- **Task statement**
List all lines of the data containing the word "this".

(Extracted records)
#####

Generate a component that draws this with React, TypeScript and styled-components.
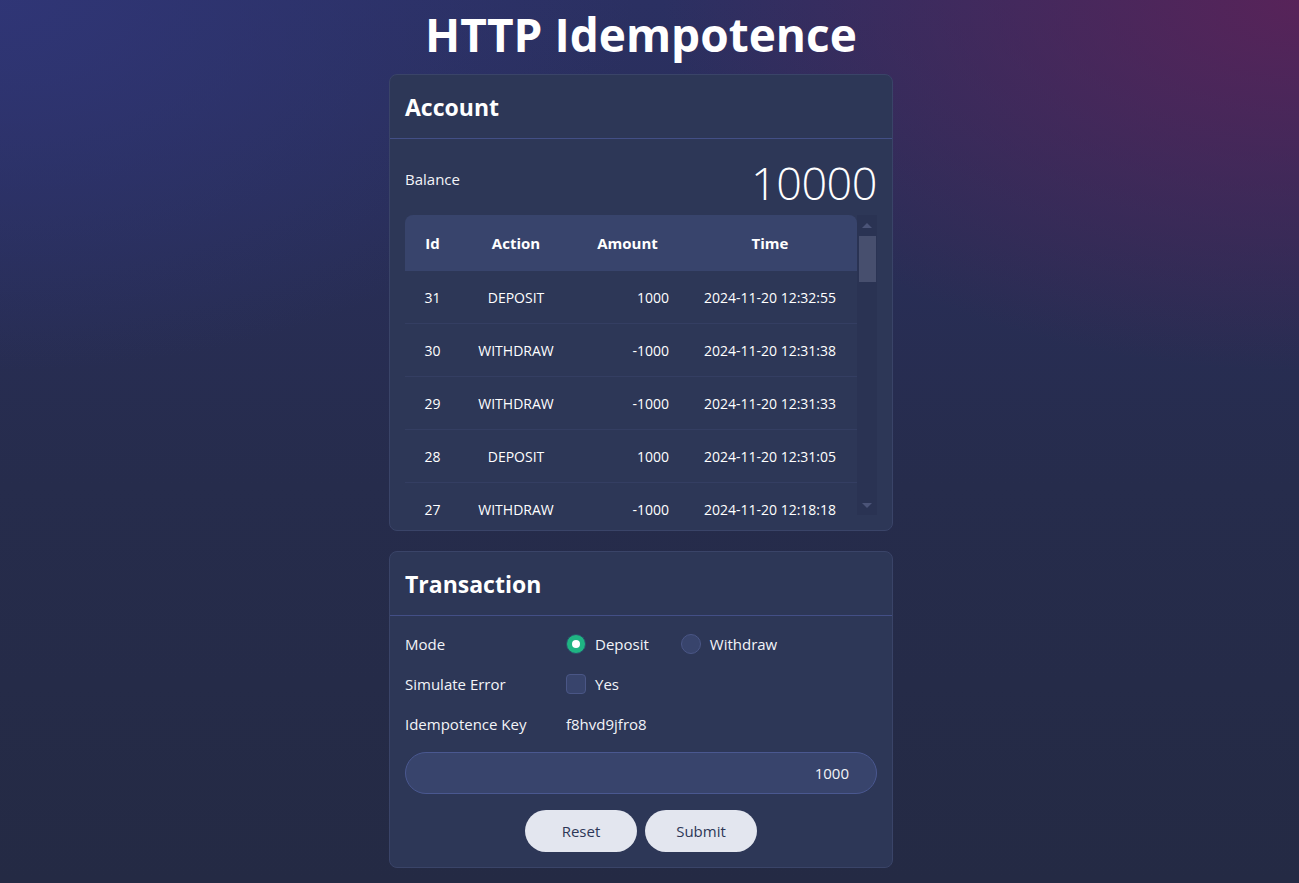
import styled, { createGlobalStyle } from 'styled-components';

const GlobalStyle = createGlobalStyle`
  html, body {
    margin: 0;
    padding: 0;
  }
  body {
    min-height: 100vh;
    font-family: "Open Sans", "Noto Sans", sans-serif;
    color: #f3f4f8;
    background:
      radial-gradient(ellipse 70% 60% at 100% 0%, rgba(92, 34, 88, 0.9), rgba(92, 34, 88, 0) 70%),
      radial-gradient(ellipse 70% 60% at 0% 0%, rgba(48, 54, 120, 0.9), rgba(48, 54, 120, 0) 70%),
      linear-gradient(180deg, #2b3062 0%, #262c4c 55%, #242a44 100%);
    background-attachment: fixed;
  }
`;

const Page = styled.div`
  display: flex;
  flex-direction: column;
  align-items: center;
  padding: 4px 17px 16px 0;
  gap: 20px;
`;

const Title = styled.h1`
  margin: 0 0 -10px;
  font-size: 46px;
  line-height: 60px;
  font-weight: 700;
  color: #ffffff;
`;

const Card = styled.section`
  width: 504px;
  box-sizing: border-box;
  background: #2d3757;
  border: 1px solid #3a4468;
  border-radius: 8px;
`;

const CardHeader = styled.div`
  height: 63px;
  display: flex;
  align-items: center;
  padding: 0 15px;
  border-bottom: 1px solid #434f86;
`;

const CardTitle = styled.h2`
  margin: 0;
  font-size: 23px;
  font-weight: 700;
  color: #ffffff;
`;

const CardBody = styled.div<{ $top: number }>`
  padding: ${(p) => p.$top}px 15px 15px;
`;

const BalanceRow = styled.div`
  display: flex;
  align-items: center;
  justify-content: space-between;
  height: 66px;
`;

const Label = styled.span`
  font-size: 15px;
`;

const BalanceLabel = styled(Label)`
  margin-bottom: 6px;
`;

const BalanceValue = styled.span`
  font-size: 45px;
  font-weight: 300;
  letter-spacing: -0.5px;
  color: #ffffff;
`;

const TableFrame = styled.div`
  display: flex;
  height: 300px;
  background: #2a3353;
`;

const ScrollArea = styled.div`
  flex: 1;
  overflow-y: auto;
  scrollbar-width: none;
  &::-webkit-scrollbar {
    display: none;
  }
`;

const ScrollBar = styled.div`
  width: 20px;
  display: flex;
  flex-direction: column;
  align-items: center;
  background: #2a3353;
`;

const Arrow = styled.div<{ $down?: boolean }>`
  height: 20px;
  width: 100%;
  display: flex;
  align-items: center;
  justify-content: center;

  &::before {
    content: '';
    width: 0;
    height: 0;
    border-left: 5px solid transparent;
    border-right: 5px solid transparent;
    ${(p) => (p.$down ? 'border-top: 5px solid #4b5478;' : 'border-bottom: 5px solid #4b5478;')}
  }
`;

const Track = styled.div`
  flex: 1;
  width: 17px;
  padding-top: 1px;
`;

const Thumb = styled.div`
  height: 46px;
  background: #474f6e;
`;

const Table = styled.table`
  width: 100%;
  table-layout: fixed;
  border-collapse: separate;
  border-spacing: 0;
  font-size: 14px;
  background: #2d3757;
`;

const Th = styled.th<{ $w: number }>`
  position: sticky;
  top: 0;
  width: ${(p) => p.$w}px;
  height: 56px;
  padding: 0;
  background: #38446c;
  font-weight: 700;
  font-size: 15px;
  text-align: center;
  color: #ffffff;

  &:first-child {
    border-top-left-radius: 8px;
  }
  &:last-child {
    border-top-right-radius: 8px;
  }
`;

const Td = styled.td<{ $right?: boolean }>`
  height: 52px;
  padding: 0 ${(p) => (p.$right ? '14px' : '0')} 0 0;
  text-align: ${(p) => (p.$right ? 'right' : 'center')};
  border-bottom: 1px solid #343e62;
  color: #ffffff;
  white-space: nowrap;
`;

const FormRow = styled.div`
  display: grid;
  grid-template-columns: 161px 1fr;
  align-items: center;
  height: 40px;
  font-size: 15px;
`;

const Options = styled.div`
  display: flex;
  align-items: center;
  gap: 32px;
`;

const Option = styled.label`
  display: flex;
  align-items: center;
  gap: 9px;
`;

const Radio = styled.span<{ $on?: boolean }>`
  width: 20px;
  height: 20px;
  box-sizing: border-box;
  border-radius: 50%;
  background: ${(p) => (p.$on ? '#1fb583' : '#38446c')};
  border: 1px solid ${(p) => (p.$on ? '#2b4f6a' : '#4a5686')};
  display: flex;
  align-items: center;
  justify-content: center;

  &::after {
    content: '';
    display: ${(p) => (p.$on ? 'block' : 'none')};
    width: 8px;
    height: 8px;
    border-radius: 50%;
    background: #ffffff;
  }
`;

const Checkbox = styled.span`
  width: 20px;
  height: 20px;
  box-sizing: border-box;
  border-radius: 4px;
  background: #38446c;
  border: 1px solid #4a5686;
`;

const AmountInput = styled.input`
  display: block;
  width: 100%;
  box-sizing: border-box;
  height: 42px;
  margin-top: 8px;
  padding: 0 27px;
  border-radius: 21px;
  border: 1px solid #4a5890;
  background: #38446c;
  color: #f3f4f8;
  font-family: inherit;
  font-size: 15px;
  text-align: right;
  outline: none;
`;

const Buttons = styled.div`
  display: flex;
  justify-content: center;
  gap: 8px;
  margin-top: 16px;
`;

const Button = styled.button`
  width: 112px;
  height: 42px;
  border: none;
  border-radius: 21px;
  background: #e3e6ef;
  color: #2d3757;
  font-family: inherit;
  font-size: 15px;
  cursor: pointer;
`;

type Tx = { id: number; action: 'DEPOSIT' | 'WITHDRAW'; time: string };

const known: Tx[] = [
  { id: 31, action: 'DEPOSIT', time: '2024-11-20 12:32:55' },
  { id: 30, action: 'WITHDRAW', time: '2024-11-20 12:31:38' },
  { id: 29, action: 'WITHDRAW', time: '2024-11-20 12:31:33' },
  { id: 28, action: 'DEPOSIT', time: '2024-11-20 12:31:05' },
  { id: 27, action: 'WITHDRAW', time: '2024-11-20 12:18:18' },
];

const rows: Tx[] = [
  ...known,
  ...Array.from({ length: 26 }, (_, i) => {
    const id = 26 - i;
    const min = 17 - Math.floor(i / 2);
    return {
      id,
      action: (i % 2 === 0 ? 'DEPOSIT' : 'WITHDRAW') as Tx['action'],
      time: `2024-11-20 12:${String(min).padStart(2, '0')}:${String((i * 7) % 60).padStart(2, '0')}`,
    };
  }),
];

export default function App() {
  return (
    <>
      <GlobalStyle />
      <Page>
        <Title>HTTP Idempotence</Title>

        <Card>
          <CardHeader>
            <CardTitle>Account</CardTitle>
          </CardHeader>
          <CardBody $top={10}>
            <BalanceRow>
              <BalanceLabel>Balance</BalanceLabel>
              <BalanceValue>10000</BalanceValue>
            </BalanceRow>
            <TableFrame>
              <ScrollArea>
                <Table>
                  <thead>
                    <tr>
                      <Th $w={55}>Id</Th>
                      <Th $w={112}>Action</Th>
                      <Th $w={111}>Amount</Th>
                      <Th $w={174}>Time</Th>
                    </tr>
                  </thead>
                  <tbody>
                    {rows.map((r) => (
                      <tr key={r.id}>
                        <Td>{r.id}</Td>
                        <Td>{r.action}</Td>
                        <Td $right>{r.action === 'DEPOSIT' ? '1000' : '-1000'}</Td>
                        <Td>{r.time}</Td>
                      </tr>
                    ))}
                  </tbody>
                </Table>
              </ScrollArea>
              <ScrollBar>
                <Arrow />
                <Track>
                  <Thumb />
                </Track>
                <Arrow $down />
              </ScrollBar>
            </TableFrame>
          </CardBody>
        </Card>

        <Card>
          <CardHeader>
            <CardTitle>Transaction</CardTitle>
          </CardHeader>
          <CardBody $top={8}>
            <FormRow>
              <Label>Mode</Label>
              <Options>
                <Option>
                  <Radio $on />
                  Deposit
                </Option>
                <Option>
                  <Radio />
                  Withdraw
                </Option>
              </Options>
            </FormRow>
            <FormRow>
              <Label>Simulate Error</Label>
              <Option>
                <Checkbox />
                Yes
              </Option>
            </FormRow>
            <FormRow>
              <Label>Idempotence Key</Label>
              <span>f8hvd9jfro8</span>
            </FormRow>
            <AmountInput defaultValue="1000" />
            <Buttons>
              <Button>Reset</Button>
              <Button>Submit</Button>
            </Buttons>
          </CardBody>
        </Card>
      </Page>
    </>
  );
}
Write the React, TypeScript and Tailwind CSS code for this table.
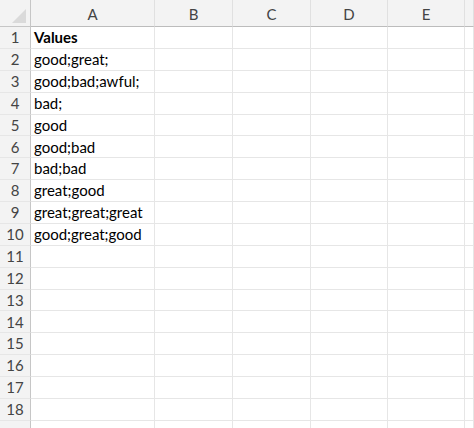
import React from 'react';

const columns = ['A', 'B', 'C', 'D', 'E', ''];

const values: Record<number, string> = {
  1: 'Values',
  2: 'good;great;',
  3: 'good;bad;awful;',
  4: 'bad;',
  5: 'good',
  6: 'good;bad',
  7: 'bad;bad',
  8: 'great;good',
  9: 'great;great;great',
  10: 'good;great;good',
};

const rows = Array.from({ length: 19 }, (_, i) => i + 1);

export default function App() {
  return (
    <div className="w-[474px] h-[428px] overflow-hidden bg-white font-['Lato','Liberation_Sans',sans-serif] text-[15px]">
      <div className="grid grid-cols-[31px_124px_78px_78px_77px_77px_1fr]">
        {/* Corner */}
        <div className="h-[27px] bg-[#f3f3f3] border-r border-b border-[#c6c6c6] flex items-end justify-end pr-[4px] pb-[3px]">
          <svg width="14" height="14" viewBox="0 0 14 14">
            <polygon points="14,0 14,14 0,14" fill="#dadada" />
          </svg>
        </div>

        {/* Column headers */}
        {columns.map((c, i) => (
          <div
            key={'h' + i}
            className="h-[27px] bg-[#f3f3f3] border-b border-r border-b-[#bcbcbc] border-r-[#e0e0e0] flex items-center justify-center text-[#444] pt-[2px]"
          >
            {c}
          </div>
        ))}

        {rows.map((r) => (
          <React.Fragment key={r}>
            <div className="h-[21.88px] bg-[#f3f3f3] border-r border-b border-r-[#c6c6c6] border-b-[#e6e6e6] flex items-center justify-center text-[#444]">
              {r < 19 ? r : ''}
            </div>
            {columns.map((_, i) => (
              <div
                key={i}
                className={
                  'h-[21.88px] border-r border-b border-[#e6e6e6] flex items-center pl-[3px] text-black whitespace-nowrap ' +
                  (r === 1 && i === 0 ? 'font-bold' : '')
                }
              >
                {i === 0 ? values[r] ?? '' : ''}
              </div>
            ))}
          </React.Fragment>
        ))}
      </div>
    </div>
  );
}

#####

- **Finished answer**
Generate a component that draws this with React, TypeScript and styled-components.
Write the React, TypeScript and Tailwind CSS code for this table.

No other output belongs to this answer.